Nicolas Haeringer est activiste depuis le début des années 2000 et directeur des campagnes de 350.org. Il a coécrit le livre Pour la justice climatique, stratégies en mouvement (Les Liens qui libèrent).
Reporterre — Dans le marasme actuel, vous écrivez sur Twitter qu’il y a tout de même quelques bonnes nouvelles à tirer de ce scrutin, lesquelles ?
Nicolas Haeringer — Disons d’abord, en préambule, que la situation est évidemment catastrophique. Il n’est pas question d’être naïf ou béat. La gauche est historiquement faible, l’extrême droite se trouve à un niveau effrayant et Marine Le Pen pourrait bien être élue présidente de la République.... Une fois posé ce constat, il y a tout de même des raisons d’espérer. Les 18-34 ans ont placé la gauche de transformation en tête. Mélenchon obtient 34 % des suffrages dans cette tranche d’âge et avec Jadot ils dépassent les 40 %. Les jeunes aspirent à un changement profond du système. Ce sont eux qui portent les marches climat ou encore les mobilisations contre les violences policières, et toute une partie des mobilisations féministes et LGBT récentes. Leur génération est la première concernée, et ce sont souvent eux les plus mobilisés. Le score de l’Union populaire est également très impressionnant dans les « départements d’outre-mer ». Il a recueilli respectivement 56,16 % des voix en Guadeloupe, 50,59 % en Guyane, 53,10 % en Martinique et 40,26 % à la Réunion. Dans certains quartiers populaires, en métropole, ses scores sont aussi inédits. Peut-être faut-il partir de là, de ces territoires, de la jeunesse et des premières et premiers concernés.

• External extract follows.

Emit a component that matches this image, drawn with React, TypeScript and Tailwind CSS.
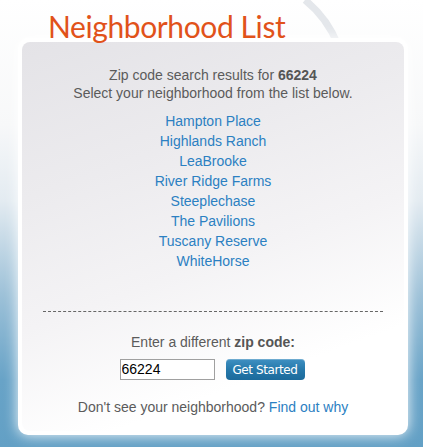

Comment expliquez-vous l’ampleur de ce vote chez ces populations ?
L’Union populaire et Jean-Luc Mélenchon ont semble-t-il su trouver les manières de les mobiliser. Ils ont porté des batailles à la croisée des questions écologiques et de justice sociale. Ils ont su désigner très concrètement des systèmes de domination et d’oppression. En Guadeloupe et en Martinique, cela passe notamment par la dénonciation de la contamination au chlordécone et la pollution des eaux comme une forme concrète de racisme environnemental. C’est depuis ces territoires abandonnés que l’on peut penser la reconstruction de la gauche. C’est à partir de ces résistances et de ces vécus que l’on peut redessiner une politique émancipatrice.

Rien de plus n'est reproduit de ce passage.